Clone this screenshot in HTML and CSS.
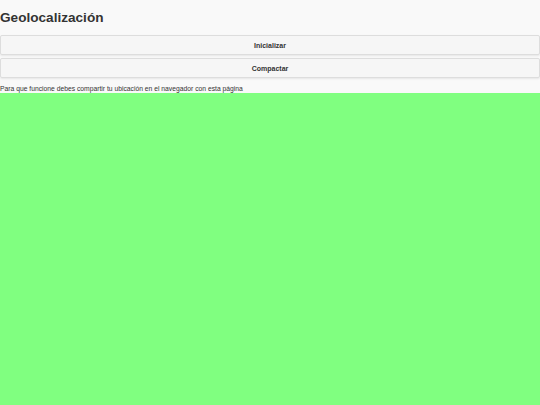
FILE: index.html
```html
<!DOCTYPE html>
<html lang="es">
<head>
<meta charset="utf-8">
<title>Geolocalización</title>
<link rel="stylesheet" href="styles.css">
</head>
<body>
<div class="page">
  <h1 class="title">Geolocalización</h1>
  <div class="buttons">
    <button class="btn" type="button">Inicializar</button>
    <button class="btn" type="button">Compactar</button>
  </div>
  <p class="note">Para que funcione debes compartir tu ubicación en el navegador con esta página</p>
  <div class="map"></div>
</div>
</body>
</html>
```
FILE: styles.css
```css
html, body {
  margin: 0;
  padding: 0;
  height: 100%;
  background: #f9f9f9;
}
.page {
  display: flex;
  flex-direction: column;
  height: 100%;
  font-family: "Liberation Sans", Arial, sans-serif;
  color: #333;
}
.title {
  margin: 0;
  padding: 8px 0 0 0;
  height: 27px;
  box-sizing: border-box;
  font-size: 13.6px;
  font-weight: bold;
  line-height: 19px;
  color: #333;
}
.buttons {
  display: flex;
  flex-direction: column;
  gap: 3px;
  margin-top: 8px;
}
.btn {
  display: block;
  width: 100%;
  height: 20px;
  margin: 0;
  padding: 0;
  border: 1px solid #dddddd;
  border-radius: 2px;
  background: #f6f6f6;
  box-shadow: 0 1px 2px rgba(0,0,0,0.08);
  font-family: "Liberation Sans", Arial, sans-serif;
  font-size: 7px;
  font-weight: bold;
  color: #333;
}
.note {
  margin: 6px 0 0 0;
  font-size: 6.75px;
  line-height: 9px;
  color: #333;
}
.map {
  flex: 1;
  background: #80ff80;
}
```
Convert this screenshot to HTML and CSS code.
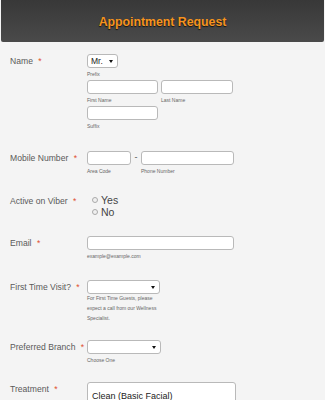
FILE: index.html
```html
<!DOCTYPE html>
<html>
<head>
<meta charset="utf-8">
<link rel="stylesheet" href="styles.css">
</head>
<body>
<div class="header"><h1>Appointment Request</h1></div>
<form class="form">
  <div class="row row-name">
    <div class="label">Name <span class="req">*</span></div>
    <div class="fields">
      <div class="field">
        <div class="select sel-prefix"><span>Mr.</span><i class="arrow"></i></div>
        <div class="cap">Prefix</div>
      </div>
      <div class="pair">
        <div class="field"><div class="input w71"></div><div class="cap">First Name</div></div>
        <div class="field"><div class="input w72"></div><div class="cap">Last Name</div></div>
      </div>
      <div class="field"><div class="input w71"></div><div class="cap">Suffix</div></div>
    </div>
  </div>

  <div class="row row-mobile">
    <div class="label">Mobile Number <span class="req">*</span></div>
    <div class="fields">
      <div class="pair tight">
        <div class="field"><div class="input w44"></div><div class="cap">Area Code</div></div>
        <div class="dash">-</div>
        <div class="field"><div class="input w93"></div><div class="cap">Phone Number</div></div>
      </div>
    </div>
  </div>

  <div class="row row-viber">
    <div class="label">Active on Viber <span class="req">*</span></div>
    <div class="fields radios">
      <div class="radio"><i class="dot"></i><span>Yes</span></div>
      <div class="radio"><i class="dot"></i><span>No</span></div>
    </div>
  </div>

  <div class="row row-email">
    <div class="label">Email <span class="req">*</span></div>
    <div class="fields">
      <div class="field"><div class="input w147"></div><div class="cap">example@example.com</div></div>
    </div>
  </div>

  <div class="row row-visit">
    <div class="label">First Time Visit? <span class="req">*</span></div>
    <div class="fields">
      <div class="field">
        <div class="select s73"><span></span><i class="arrow"></i></div>
        <div class="cap note">For First Time Guests, please expect a call from our Wellness Specialist.</div>
      </div>
    </div>
  </div>

  <div class="row row-branch">
    <div class="label">Preferred Branch <span class="req">*</span></div>
    <div class="fields">
      <div class="field">
        <div class="select s74"><span></span><i class="arrow"></i></div>
        <div class="cap">Choose One</div>
      </div>
    </div>
  </div>

  <div class="row row-treat">
    <div class="label">Treatment <span class="req">*</span></div>
    <div class="fields">
      <div class="listbox"><div class="opt">Clean (Basic Facial)</div></div>
    </div>
  </div>
</form>
</body>
</html>
```
FILE: styles.css
```css
html, body {
  margin: 0;
  padding: 0;
  height: 100%;
  overflow: hidden;
}
body {
  background: #f4f4f4;
  font-family: "Liberation Sans", Arial, sans-serif;
  color: #555;
}
.header {
  margin: 0 1px;
  height: 42px;
  background: linear-gradient(#383838, #4a4a4a);
  border-radius: 0 0 2px 2px;
  display: flex;
  align-items: center;
  justify-content: center;
}
.header h1 {
  margin: 0;
  padding-top: 1px;
  font-size: 12.3px;
  font-weight: bold;
  color: #f7941d;
  text-shadow: 0 1px 1px #111;
}
.form {
  display: flex;
  flex-direction: column;
}
.row {
  display: flex;
  padding-left: 10px;
}
.label {
  width: 77px;
  flex: none;
  font-size: 8.6px;
  line-height: 14px;
  color: #5a5a5a;
  white-space: nowrap;
}
.req {
  color: #e0502e;
  margin-left: 3px;
}
.fields {
  display: flex;
  flex-direction: column;
}
.field {
  display: flex;
  flex-direction: column;
}
.pair {
  display: flex;
  gap: 3px;
}
.pair.tight {
  gap: 0;
}
.input, .select {
  height: 12px;
  border: 1px solid #b9b9b9;
  border-radius: 3px;
  background: #fff;
  box-sizing: content-box;
}
.w44 { width: 42px; }
.w71 { width: 69px; }
.w72 { width: 70px; }
.w93 { width: 91px; }
.w147 { width: 145px; }
.select {
  display: flex;
  align-items: center;
  justify-content: space-between;
  padding: 0 4px 0 3px;
}
.select span {
  font-size: 8.5px;
  color: #222;
}
.sel-prefix { width: 22px; }
.s73 { width: 64px; }
.s74 { width: 65px; }
.arrow {
  width: 0;
  height: 0;
  border-left: 2px solid transparent;
  border-right: 2px solid transparent;
  border-top: 3px solid #111;
}
.cap {
  font-size: 5px;
  color: #666;
  line-height: 6px;
  margin-top: 3px;
  margin-bottom: 3px;
}
.note {
  width: 74px;
  line-height: 10px;
  margin-top: -1px;
}
.dash {
  width: 10px;
  text-align: center;
  font-size: 9px;
  color: #555;
  line-height: 12px;
}
.row-name { margin-top: 12px; }
.row-mobile { margin-top: 19px; }
.row-viber { margin-top: 17px; }
.row-email { margin-top: 18px; }
.row-visit { margin-top: 18px; }
.row-branch { margin-top: 14px; }
.row-treat { margin-top: 16px; }
.radios {
  padding-left: 5px;
}
.radio {
  display: flex;
  align-items: center;
  height: 12px;
}
.radio span {
  font-size: 10.5px;
  color: #444;
  margin-left: 3px;
}
.dot {
  width: 4px;
  height: 4px;
  border: 1px solid #aaa;
  border-radius: 50%;
  background: #f0f0f0;
}
.listbox {
  width: 147px;
  height: 40px;
  border: 1px solid #b9b9b9;
  border-radius: 3px;
  background: #fff;
}
.opt {
  font-size: 9px;
  color: #222;
  padding: 8px 4px 0;
}
```
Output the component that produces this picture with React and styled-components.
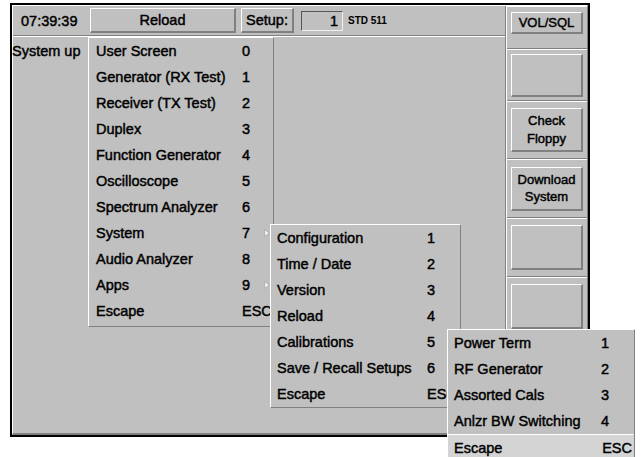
import React from "react";
import styled, { createGlobalStyle } from "styled-components";

const Global = createGlobalStyle`
  html, body { margin: 0; padding: 0; background: #ffffff; }
  body { font-family: "Liberation Sans", Arial, sans-serif; }
`;

const BG = "#c0c0c0";
const DARK = "#808080";

const Screen = styled.div`
  position: relative;
  width: 642px;
  height: 457px;
  overflow: hidden;
  background: #fff;
  font-family: "Liberation Sans", Arial, sans-serif;
  color: #000;
  -webkit-text-stroke: 0.45px #000;
`;

const Frame = styled.div`
  position: absolute;
  left: 10px;
  top: 3px;
  width: 580px;
  height: 434px;
  box-sizing: border-box;
  border: 2px solid #000;
  background: ${BG};
`;

const Bevel = styled.div`
  box-sizing: border-box;
  height: 100%;
  border-top: 1px solid #fff;
  border-left: 1px solid #fff;
  border-right: 1px solid ${DARK};
  border-bottom: 2px solid ${DARK};
  display: flex;
`;

const LeftPart = styled.div`
  width: 493px;
  box-sizing: border-box;
  border-right: 1px solid ${DARK};
  display: flex;
  flex-direction: column;
`;

const TopBar = styled.div`
  height: 30px;
  box-sizing: border-box;
  border-bottom: 1px solid ${DARK};
  display: flex;
  align-items: center;
`;

const TimeCell = styled.div`
  width: 77px;
  padding-left: 8px;
  box-sizing: border-box;
  font-size: 14.5px;
`;

const RaisedButton = styled.div`
  box-sizing: border-box;
  width: ${(p) => p.$w}px;
  height: ${(p) => p.$h}px;
  margin-left: ${(p) => p.$ml || 0}px;
  border-top: 1px solid #fff;
  border-left: 1px solid #fff;
  border-right: 2px solid ${DARK};
  border-bottom: 2px solid ${DARK};
  display: flex;
  align-items: center;
  justify-content: center;
  text-align: center;
  font-size: ${(p) => p.$fs || 14.5}px;
  line-height: ${(p) => p.$lh || 16}px;
  background: ${BG};
`;

const NumberBox = styled.div`
  box-sizing: border-box;
  width: 42px;
  height: 20px;
  margin-left: 7px;
  border: 1px solid #555;
  border-right-color: #eee;
  border-bottom-color: #eee;
  display: flex;
  align-items: center;
  justify-content: flex-end;
  padding-right: 4px;
  font-size: 14.5px;
`;

const SmallLabel = styled.div`
  margin-left: 5px;
  font-size: 10px;
  font-weight: bold;
  -webkit-text-stroke: 0;
`;

const ContentPanel = styled.div`
  flex: 1;
  border-top: 1px solid #fff;
  padding-top: 1px;
`;

const StatusText = styled.div`
  height: 26px;
  line-height: 26px;
  font-size: 14.5px;
  margin-left: -1px;
`;

const RightColumn = styled.div`
  flex: 1;
  border-left: 1px solid #fff;
  display: flex;
  flex-direction: column;
`;

const SideCell = styled.div`
  box-sizing: border-box;
  height: ${(p) => p.$h}px;
  display: flex;
  justify-content: center;
  align-items: ${(p) => (p.$top ? "flex-start" : "center")};
  padding-top: ${(p) => p.$pt || 0}px;
  border-bottom: 1px solid ${DARK};
  border-top: 1px solid #fff;
`;

const Menu = styled.div`
  position: absolute;
  left: ${(p) => p.$x}px;
  top: ${(p) => p.$y}px;
  width: ${(p) => p.$w}px;
  box-sizing: border-box;
  background: ${BG};
  border-top: 1px solid #fff;
  border-left: 1px solid #fff;
  border-right: 1px solid ${DARK};
  border-bottom: 1px solid ${DARK};
  padding-bottom: ${(p) => p.$pb || 0}px;
`;

const Row = styled.div`
  position: relative;
  height: 26px;
  display: flex;
  align-items: center;
  padding-left: ${(p) => p.$pl}px;
  font-size: 14.5px;
  box-sizing: border-box;
  ${(p) =>
    p.$active &&
    `
    background: #d4d4d4;
    border-top: 1px solid #fff;
  `}
`;

const Label = styled.span`
  width: ${(p) => p.$w}px;
  flex: none;
  white-space: nowrap;
`;

const Key = styled.span`
  flex: 1;
  white-space: nowrap;
  text-align: ${(p) => (p.$right ? "right" : "left")};
  padding-right: ${(p) => (p.$right ? 2 : 0)}px;
`;

const Arrow = styled.svg`
  position: absolute;
  left: ${(p) => p.$x}px;
  top: 9px;
`;

function SubArrow({ x }) {
  return (
    <Arrow $x={x} width="6" height="8" viewBox="0 0 6 8">
      <path d="M0.5 0.5 L5.5 4 L0.5 7.5 Z" fill="#f0f0f0" stroke="#a8a8a8" strokeWidth="0.8" />
    </Arrow>
  );
}

const mainItems = [
  ["User Screen", "0"],
  ["Generator (RX Test)", "1"],
  ["Receiver (TX Test)", "2"],
  ["Duplex", "3"],
  ["Function Generator", "4"],
  ["Oscilloscope", "5"],
  ["Spectrum Analyzer", "6"],
  ["System", "7", true],
  ["Audio Analyzer", "8"],
  ["Apps", "9", true],
  ["Escape", "ESC"],
];

const systemItems = [
  ["Configuration", "1"],
  ["Time / Date", "2"],
  ["Version", "3"],
  ["Reload", "4"],
  ["Calibrations", "5"],
  ["Save / Recall Setups", "6"],
  ["Escape", "ESC"],
];

const calItems = [
  ["Power Term", "1"],
  ["RF Generator", "2"],
  ["Assorted Cals", "3"],
  ["Anlzr BW Switching", "4"],
  ["Escape", "ESC", false, true],
];

export default function App() {
  return (
    <Screen>
      <Global />
      <Frame>
        <Bevel>
          <LeftPart>
            <TopBar>
              <TimeCell>07:39:39</TimeCell>
              <RaisedButton $w={146} $h={25}>Reload</RaisedButton>
              <RaisedButton $w={53} $h={25} $ml={5}>Setup:</RaisedButton>
              <NumberBox>1</NumberBox>
              <SmallLabel>STD 511</SmallLabel>
            </TopBar>
            <ContentPanel>
              <StatusText>System up</StatusText>
            </ContentPanel>
          </LeftPart>
          <RightColumn>
            <SideCell $h={43} $top $pt={5}>
              <RaisedButton $w={72} $h={22} $fs={13}>VOL/SQL</RaisedButton>
            </SideCell>
            <SideCell $h={52}>
              <RaisedButton $w={72} $h={43} />
            </SideCell>
            <SideCell $h={58}>
              <RaisedButton $w={72} $h={44} $fs={13} $lh={18}>Check<br />Floppy</RaisedButton>
            </SideCell>
            <SideCell $h={59}>
              <RaisedButton $w={72} $h={44} $fs={13} $lh={17}>Download<br />System</RaisedButton>
            </SideCell>
            <SideCell $h={59}>
              <RaisedButton $w={72} $h={45} />
            </SideCell>
            <SideCell $h={59}>
              <RaisedButton $w={72} $h={45} />
            </SideCell>
            <SideCell $h={59}>
              <RaisedButton $w={72} $h={45} />
            </SideCell>
          </RightColumn>
        </Bevel>
      </Frame>

      <Menu $x={88} $y={37} $w={186} $pb={2}>
        {mainItems.map(([l, k, sub]) => (
          <Row key={l} $pl={7}>
            <Label $w={146}>{l}</Label>
            <Key>{k}</Key>
            {sub && <SubArrow x={175} />}
          </Row>
        ))}
      </Menu>

      <Menu $x={270} $y={224} $w={191}>
        {systemItems.map(([l, k]) => (
          <Row key={l} $pl={6}>
            <Label $w={150}>{l}</Label>
            <Key>{k}</Key>
          </Row>
        ))}
      </Menu>

      <Menu $x={447} $y={329} $w={188}>
        {calItems.map(([l, k, , active]) => (
          <Row key={l} $pl={6} $active={active}>
            <Label $w={147}>{l}</Label>
            <Key $right={active}>{k}</Key>
          </Row>
        ))}
      </Menu>
    </Screen>
  );
}
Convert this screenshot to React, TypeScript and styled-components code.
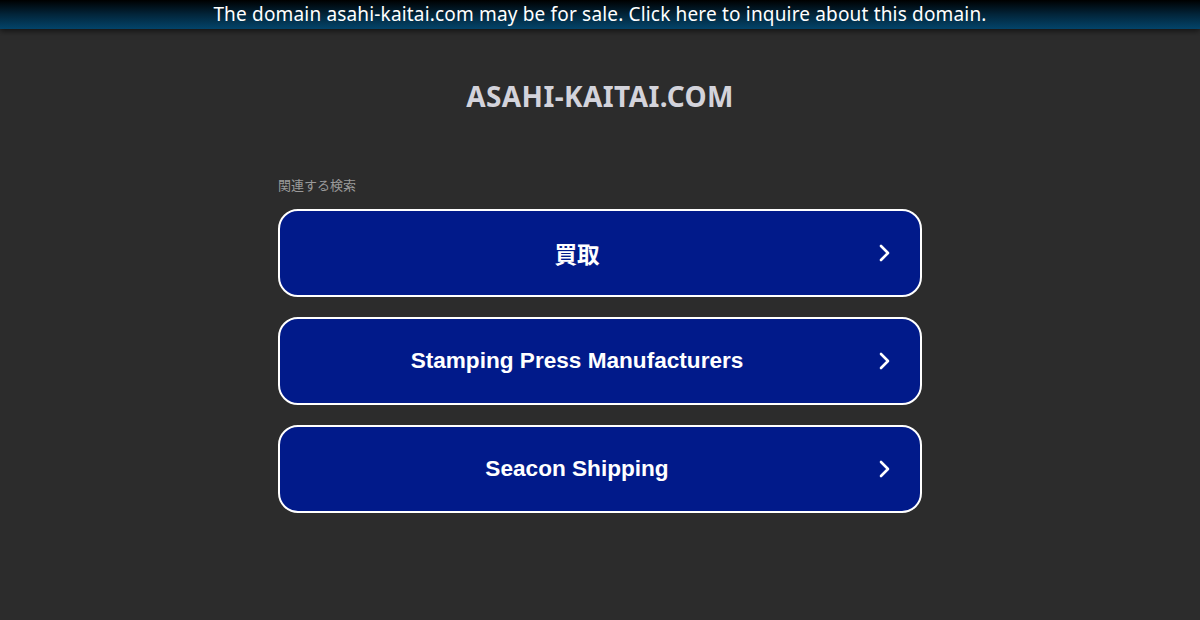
__________
**Aim**
Return each full line of the entries that contains the word "this".

**Written answer**
Clone this screenshot in HTML and CSS.
Convert this screenshot to HTML and CSS code.
Output the component that produces this picture with React and styled-components.
Convert this screenshot to React, TypeScript and styled-components code.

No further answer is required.